Holding — Ludwig, J.
- The United States District Court for the Eastern District of Pennsylvania held that the settlement with Cogen, Sklar, L.L.P. was fair, reasonable, and in the best interests of the plaintiff class, and it approved the requested attorney's fees and costs.
Rule
- A court can approve a class action settlement if it is found to be fair, adequate, and reasonable based on a comprehensive evaluation of various factors impacting the interests of the class and the integrity of the legal process.
Reasoning
- The United States District Court for the Eastern District of Pennsylvania reasoned that in evaluating the settlement, it considered multiple factors including the complexity and duration of the litigation, the reaction of the class, the stage of proceedings and discovery completed, and the risks associated with establishing liability and damages.
- The court found that the notice provided to class members was adequate, as all members received timely notice of the settlement terms and had the opportunity to respond, with no objections raised.
- The substantial engagement in the case indicated that the plaintiffs had a good understanding of the merits, further supporting the settlement's reasonableness.
- The court acknowledged the financial risks faced by the defendants and the likelihood that the settlement amount was reasonable when compared to potential recovery at trial.
- Given these considerations, the court determined that the settlement agreement was reached through good faith negotiations and was in the best interests of the class members.
- Thus, the court approved both the settlement and the attorney's fees requested by class counsel.
Deep Dive: How the Court Reached Its Decision
Notice Requirements
The court assessed the adequacy of notice given to the class members regarding the proposed settlement.

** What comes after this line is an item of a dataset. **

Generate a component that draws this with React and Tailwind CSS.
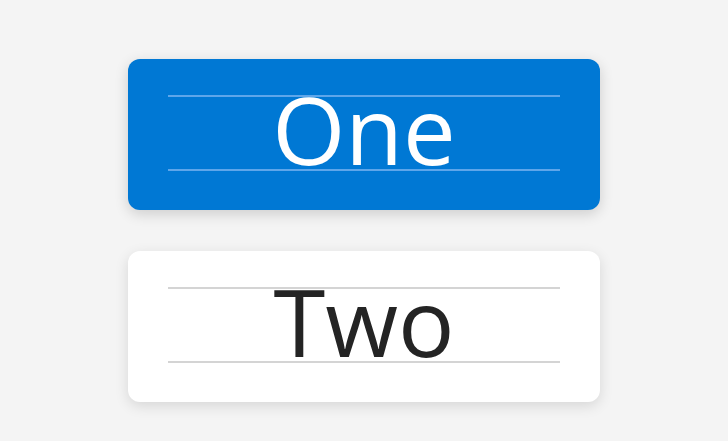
import React from 'react';

const Card = ({ label, dark }) => {
  return (
    <div
      className={`w-[472px] h-[151px] rounded-xl px-10 pt-[36px] ${
        dark
          ? 'bg-[#0078d4] shadow-[0_4px_14px_rgba(0,0,0,0.16)]'
          : 'bg-white shadow-[0_4px_14px_rgba(0,0,0,0.12)]'
      }`}
    >
      {/* cap height and baseline guides */}
      <div
        className={`h-[76px] border-y-2 ${
          dark ? 'border-[#5ea6ea]' : 'border-[#d4d4d4]'
        }`}
      >
        <div
          className={`text-center text-[94px] leading-none mt-[-15px] ${
            dark ? 'text-white' : 'text-[#242424]'
          }`}
          style={{ fontFamily: '"Open Sans", "Noto Sans", sans-serif' }}
        >
          {label}
        </div>
      </div>
    </div>
  );
};

const App = () => {
  return (
    <div className="w-[728px] h-[441px] bg-[#f4f4f4] flex flex-col items-center pt-[59px] gap-[41px] overflow-hidden">
      <Card label="One" dark />
      <Card label="Two" />
    </div>
  );
};

export default App;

It noted that the notice was distributed by U.S. mail to all 3,301 identified class members, fulfilling the requirement for the "best notice practicable" under Federal Rule of Civil Procedure 23(c)(2). The notice included detailed information about the settlement terms and distribution of the settlement fund. Additionally, a follow-up correspondence was sent to those who had not yet responded. The court found that this notice process complied with due process and was sufficient to inform class members of their rights and options. As a result, the absence of objections from the class members was interpreted as tacit approval of the settlement. The court emphasized that proper notice is a fundamental aspect of ensuring the fairness of the settlement process, which was duly met in this case.
Fairness of the Settlement
The court evaluated the fairness of the settlement by applying a series of established factors that consider the interests of the class members. It recognized the complexity and potential duration of the litigation, which involved intricate accounting practices and securities law issues. The court noted that proceeding to trial would incur substantial costs and risks, thus supporting the decision to settle. The reaction of the class was overwhelmingly positive, with no objections raised, indicating satisfaction with the settlement terms. Furthermore, the court highlighted the advanced stage of the proceedings, which allowed class counsel to understand the merits of the case adequately. The risks associated with establishing liability and damages were also considered, revealing uncertainties that could jeopardize a favorable outcome for the plaintiffs at trial. Ultimately, the court concluded that the settlement was reached through good faith negotiations and was in the best interests of the class, thereby affirming its fairness.
Risks of Litigation
In its reasoning, the court addressed various risks associated with continuing the litigation, which strongly influenced its approval of the settlement. It highlighted the potential difficulties of proving liability against the defendants, particularly the accounting firm Cogen, Sklar, which had asserted several defenses that could complicate the plaintiffs' case. The court recognized the challenges in establishing damages, as the valuation of the securities in question was contentious and could lead to significant disagreements during a trial. Additionally, the court acknowledged the risks of maintaining the class action status, which could have been undermined by ongoing motions from non-settling defendants. It also considered the financial stability of Cogen, Sklar, noting that the settlement amount was higher than what the plaintiffs might realistically recover if they proceeded to trial. Given these substantial risks, the court determined that the settlement offered a more secure resolution for the class members compared to the uncertainties of litigation.
Attorney's Fees and Costs
The court reviewed the application for attorney's fees and costs submitted by class counsel, recognizing the importance of compensating attorneys for their efforts in achieving a settlement for the class. The requested fee of 30 percent of the settlement fund was assessed against several factors, including the complexity of the case and the skill required to navigate the legal challenges involved. The court noted that the fee was consistent with what is typically negotiated in similar cases and that no objections had been raised regarding the fee request. It acknowledged the quality of the legal work performed by class counsel, who faced significant opposition throughout the litigation, including motions to dismiss and disputes over class certification. The court ultimately found the fee to be reasonable given the successful outcome and the substantial recovery for class members, thereby approving both the fees and the reimbursement of litigation expenses.
Conclusion
In conclusion, the court determined that the proposed settlement with Cogen, Sklar, L.L.P. was fair, reasonable, and in the best interests of the plaintiff class. It found that the settlement process adhered to the requirements of Federal Rule of Civil Procedure 23 and that the class members had been adequately informed of their rights. The court's evaluation of the various factors, including notice, fairness, risks of litigation, and attorney's fees, led to the conclusion that the settlement was a prudent resolution to the complex securities fraud case. By approving the settlement and the associated attorney's fees, the court aimed to provide a meaningful recovery for the class members while also encouraging future settlements in similar cases. This decision underscored the court's role as a fiduciary in protecting the interests of absent class members and ensuring the integrity of the settlement process.